=== Aim of the task ===
The records below are split into lines. How many of those lines contain the string "drawn"? Reply with the number only.

=== Task input ===
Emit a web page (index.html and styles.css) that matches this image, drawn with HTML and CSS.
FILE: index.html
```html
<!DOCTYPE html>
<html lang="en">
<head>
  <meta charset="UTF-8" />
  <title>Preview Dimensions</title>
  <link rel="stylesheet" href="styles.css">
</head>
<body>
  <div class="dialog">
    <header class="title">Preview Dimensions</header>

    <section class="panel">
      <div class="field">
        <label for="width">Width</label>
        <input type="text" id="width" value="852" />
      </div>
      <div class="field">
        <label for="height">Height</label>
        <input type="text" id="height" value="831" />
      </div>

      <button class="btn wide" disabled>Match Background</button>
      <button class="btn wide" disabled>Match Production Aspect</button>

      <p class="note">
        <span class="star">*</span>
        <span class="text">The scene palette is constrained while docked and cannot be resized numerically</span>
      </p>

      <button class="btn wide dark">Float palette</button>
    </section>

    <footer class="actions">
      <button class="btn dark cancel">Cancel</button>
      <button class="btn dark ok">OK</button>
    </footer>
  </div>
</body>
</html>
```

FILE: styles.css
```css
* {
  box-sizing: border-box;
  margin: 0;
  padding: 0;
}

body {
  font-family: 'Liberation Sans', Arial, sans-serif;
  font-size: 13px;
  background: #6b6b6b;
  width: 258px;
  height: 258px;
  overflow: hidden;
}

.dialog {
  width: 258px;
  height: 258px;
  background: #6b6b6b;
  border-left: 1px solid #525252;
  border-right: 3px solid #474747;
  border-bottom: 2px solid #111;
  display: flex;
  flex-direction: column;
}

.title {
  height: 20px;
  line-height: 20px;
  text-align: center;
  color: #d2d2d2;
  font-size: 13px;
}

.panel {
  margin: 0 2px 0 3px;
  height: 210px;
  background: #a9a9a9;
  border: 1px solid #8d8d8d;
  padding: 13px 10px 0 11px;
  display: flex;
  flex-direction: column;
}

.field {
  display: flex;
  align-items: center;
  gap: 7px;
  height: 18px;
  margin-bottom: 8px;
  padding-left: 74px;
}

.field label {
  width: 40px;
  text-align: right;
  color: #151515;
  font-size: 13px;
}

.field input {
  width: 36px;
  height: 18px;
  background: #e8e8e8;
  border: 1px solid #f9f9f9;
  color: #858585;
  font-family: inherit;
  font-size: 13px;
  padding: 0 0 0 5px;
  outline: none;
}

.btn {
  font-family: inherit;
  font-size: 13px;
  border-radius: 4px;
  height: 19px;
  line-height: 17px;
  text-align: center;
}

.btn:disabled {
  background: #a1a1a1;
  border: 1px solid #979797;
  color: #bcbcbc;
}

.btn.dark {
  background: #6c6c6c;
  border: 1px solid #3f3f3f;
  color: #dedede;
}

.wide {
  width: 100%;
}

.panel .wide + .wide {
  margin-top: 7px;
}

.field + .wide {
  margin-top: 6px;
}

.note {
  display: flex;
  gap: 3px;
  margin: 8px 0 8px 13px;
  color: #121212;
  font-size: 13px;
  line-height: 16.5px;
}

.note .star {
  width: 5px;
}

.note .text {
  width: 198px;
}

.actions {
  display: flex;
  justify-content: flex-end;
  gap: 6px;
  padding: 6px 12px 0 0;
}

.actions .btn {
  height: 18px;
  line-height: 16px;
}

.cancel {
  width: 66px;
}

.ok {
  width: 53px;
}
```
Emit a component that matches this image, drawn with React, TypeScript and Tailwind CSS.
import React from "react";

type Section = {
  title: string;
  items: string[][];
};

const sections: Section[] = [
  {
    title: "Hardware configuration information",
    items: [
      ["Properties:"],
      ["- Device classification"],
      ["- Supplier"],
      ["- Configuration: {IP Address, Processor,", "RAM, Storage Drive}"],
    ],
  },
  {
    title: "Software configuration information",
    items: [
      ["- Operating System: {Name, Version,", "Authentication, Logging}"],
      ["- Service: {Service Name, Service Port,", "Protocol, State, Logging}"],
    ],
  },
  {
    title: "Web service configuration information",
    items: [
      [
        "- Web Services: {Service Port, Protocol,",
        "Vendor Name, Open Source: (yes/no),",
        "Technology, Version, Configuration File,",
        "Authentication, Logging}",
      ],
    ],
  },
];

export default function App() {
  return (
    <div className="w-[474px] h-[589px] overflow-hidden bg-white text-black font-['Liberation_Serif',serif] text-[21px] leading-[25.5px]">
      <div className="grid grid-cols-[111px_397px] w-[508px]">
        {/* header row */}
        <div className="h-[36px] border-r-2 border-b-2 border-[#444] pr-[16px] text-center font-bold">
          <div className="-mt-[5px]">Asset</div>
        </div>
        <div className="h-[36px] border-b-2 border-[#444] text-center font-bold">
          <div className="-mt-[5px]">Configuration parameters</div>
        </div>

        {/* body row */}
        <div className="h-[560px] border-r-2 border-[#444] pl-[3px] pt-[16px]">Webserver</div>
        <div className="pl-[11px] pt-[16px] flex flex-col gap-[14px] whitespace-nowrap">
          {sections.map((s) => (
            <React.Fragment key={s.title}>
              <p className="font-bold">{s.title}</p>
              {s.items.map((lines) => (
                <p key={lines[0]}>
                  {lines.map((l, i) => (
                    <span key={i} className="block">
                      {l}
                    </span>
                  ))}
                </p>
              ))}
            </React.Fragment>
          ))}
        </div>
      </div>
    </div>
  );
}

...

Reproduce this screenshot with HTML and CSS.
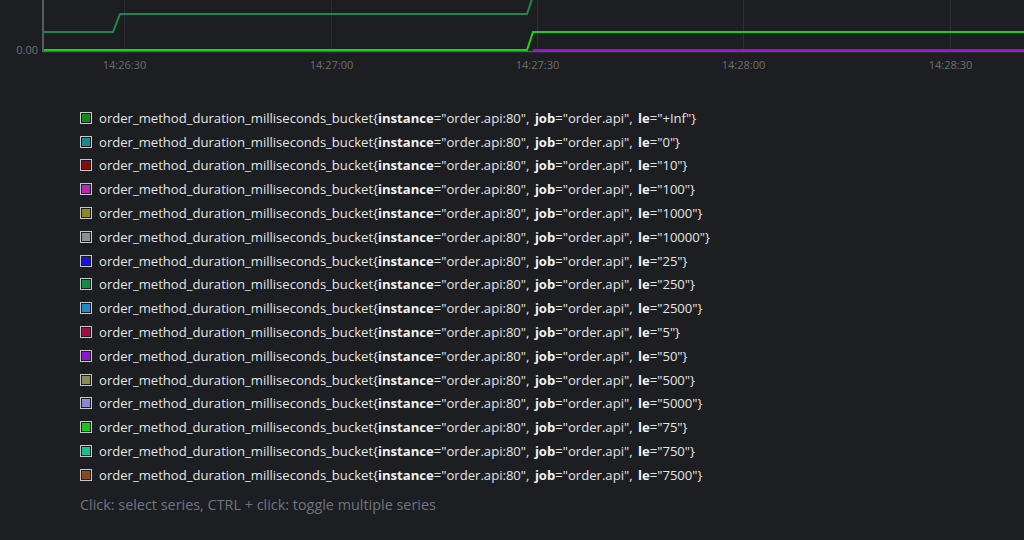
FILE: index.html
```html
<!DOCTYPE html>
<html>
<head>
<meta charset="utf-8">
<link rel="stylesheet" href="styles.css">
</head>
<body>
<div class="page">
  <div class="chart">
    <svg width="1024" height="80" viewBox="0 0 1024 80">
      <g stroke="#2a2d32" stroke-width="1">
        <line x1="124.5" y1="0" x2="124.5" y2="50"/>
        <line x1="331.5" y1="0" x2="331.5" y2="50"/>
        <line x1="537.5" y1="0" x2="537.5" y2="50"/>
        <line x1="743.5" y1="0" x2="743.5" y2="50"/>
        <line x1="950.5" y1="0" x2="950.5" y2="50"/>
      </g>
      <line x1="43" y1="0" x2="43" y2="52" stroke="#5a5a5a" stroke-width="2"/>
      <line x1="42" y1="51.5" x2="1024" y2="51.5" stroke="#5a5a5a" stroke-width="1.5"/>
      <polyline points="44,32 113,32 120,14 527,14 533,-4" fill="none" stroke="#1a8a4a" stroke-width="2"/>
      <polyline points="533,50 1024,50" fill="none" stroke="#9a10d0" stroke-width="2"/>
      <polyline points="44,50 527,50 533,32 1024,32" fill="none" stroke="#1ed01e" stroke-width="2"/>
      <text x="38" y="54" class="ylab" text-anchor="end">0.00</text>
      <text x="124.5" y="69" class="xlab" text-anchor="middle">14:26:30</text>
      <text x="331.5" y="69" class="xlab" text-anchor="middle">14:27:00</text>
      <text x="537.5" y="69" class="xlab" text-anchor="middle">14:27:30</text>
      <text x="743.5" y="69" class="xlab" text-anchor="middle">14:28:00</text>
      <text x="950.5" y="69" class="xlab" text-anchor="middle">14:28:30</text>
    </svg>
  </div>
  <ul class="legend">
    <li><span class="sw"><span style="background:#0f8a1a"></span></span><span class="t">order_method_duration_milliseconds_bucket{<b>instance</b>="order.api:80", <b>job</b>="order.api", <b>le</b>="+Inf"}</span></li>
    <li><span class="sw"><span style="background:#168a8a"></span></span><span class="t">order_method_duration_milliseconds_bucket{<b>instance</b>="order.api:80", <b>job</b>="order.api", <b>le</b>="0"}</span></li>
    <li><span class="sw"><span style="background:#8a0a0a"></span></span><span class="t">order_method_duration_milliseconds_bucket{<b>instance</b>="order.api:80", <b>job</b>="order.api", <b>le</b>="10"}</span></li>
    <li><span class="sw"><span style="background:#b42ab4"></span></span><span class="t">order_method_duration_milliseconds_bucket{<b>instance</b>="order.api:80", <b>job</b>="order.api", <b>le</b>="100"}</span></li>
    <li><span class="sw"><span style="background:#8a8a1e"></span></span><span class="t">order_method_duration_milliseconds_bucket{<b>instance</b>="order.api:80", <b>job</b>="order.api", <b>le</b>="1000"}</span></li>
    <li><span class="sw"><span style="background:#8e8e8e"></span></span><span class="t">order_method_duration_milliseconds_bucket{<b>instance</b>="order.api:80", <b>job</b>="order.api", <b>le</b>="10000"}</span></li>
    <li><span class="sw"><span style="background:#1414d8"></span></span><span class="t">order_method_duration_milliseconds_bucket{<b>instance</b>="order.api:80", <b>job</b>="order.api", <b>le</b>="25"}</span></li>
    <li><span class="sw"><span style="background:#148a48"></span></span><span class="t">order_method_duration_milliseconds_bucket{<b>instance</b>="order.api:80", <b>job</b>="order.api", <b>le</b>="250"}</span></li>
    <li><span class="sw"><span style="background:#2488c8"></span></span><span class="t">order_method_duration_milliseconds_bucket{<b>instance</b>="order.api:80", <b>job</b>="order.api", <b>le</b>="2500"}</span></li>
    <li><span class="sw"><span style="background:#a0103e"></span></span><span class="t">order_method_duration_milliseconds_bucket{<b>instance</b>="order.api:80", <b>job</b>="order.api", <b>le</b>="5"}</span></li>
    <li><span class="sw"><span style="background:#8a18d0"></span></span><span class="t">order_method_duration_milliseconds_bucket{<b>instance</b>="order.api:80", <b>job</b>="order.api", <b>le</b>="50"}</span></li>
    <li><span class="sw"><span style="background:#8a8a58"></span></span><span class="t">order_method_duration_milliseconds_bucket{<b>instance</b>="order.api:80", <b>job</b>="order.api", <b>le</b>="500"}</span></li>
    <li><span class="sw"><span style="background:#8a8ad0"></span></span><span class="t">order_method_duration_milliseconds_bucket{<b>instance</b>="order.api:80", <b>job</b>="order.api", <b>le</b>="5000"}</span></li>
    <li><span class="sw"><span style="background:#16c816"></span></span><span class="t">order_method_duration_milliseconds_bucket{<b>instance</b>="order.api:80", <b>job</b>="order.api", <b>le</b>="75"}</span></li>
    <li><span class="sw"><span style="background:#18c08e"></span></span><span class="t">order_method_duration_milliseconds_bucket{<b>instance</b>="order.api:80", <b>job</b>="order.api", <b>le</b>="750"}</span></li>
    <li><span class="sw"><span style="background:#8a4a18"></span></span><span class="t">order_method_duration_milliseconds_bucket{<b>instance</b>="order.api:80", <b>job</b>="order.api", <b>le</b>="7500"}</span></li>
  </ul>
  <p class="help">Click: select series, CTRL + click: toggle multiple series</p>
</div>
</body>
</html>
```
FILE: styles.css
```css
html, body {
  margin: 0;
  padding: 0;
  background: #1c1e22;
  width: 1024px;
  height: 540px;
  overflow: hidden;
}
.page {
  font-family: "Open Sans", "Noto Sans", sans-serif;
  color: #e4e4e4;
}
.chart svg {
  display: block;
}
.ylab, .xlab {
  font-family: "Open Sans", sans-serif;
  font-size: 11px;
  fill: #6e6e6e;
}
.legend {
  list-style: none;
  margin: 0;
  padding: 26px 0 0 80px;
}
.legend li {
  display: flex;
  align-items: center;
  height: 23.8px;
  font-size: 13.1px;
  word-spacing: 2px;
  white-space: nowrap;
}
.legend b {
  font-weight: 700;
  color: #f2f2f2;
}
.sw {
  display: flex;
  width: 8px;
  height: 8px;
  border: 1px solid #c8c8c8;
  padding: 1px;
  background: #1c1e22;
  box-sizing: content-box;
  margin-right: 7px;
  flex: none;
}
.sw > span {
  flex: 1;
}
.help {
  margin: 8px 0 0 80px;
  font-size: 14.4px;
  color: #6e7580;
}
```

* * *

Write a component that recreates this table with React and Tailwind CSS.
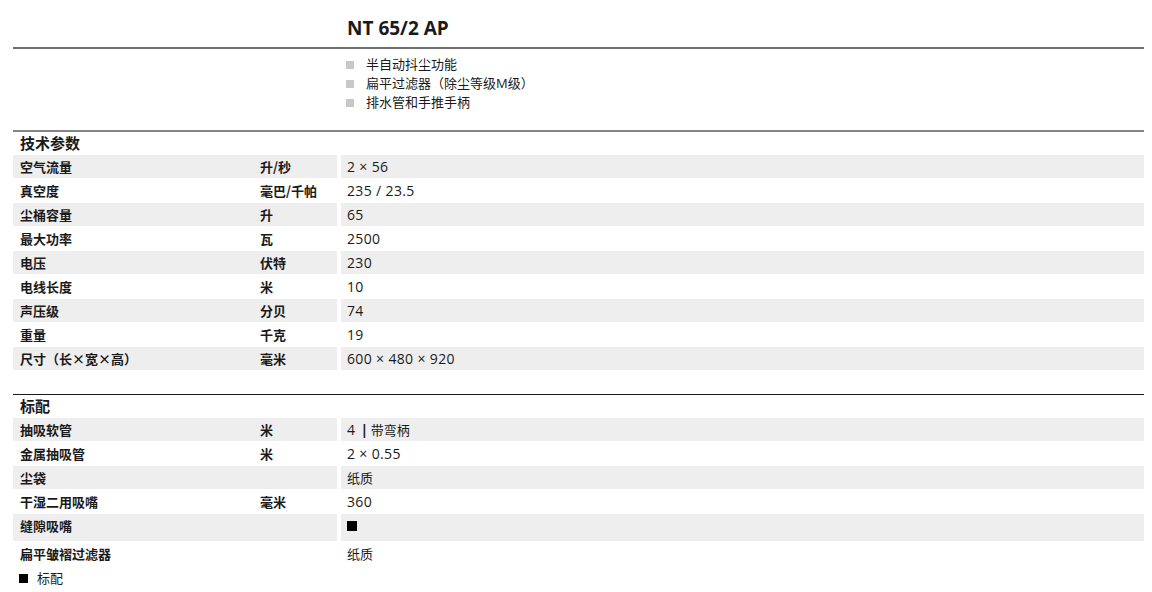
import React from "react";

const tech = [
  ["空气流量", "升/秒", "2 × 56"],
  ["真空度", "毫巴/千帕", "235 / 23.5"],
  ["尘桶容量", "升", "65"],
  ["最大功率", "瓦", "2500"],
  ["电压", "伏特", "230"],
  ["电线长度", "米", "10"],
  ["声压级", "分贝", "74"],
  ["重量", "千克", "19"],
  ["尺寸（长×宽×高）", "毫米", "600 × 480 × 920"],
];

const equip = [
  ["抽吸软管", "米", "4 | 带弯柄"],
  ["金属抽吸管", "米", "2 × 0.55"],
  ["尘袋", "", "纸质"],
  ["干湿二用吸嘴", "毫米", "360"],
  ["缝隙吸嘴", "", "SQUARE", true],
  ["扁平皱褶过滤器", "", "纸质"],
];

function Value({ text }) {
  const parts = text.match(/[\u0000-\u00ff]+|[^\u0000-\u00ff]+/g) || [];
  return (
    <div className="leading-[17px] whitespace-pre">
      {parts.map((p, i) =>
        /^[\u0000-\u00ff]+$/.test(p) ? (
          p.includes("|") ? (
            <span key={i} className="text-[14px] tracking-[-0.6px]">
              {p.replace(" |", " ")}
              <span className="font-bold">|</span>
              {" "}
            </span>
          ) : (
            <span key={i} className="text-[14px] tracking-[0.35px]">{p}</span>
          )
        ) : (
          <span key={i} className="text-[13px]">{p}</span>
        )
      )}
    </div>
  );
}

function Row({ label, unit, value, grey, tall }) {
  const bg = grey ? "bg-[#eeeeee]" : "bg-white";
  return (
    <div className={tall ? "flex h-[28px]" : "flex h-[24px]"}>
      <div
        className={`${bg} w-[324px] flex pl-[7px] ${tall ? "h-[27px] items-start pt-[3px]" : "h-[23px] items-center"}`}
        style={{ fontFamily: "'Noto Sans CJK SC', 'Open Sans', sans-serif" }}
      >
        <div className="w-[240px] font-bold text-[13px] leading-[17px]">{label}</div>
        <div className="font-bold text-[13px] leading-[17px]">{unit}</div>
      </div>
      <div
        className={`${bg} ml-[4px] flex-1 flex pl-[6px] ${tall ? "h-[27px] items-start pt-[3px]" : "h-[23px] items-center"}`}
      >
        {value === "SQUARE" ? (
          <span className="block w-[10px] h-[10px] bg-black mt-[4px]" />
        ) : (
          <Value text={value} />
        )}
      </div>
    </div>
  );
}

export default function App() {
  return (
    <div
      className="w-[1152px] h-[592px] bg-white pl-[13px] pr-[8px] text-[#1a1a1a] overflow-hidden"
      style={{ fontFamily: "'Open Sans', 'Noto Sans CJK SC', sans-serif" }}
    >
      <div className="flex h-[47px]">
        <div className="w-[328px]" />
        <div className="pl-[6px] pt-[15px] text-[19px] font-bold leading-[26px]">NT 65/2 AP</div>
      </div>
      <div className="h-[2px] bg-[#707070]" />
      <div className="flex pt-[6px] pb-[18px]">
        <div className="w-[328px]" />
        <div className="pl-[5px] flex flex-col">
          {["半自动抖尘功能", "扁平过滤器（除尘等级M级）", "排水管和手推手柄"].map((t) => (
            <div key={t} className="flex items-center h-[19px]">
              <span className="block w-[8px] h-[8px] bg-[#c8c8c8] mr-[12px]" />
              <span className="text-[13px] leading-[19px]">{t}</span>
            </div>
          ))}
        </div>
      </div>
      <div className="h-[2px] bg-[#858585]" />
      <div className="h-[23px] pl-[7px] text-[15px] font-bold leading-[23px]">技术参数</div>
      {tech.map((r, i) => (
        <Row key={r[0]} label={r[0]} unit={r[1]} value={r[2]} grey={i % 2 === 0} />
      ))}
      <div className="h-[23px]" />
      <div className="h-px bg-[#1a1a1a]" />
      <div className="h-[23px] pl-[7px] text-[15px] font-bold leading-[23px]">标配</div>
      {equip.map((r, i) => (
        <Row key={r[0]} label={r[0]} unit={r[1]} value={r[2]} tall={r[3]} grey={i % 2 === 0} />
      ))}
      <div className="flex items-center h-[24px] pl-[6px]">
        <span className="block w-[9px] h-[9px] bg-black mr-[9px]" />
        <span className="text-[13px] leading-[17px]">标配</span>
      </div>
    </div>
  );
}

=== Correct answer ===
2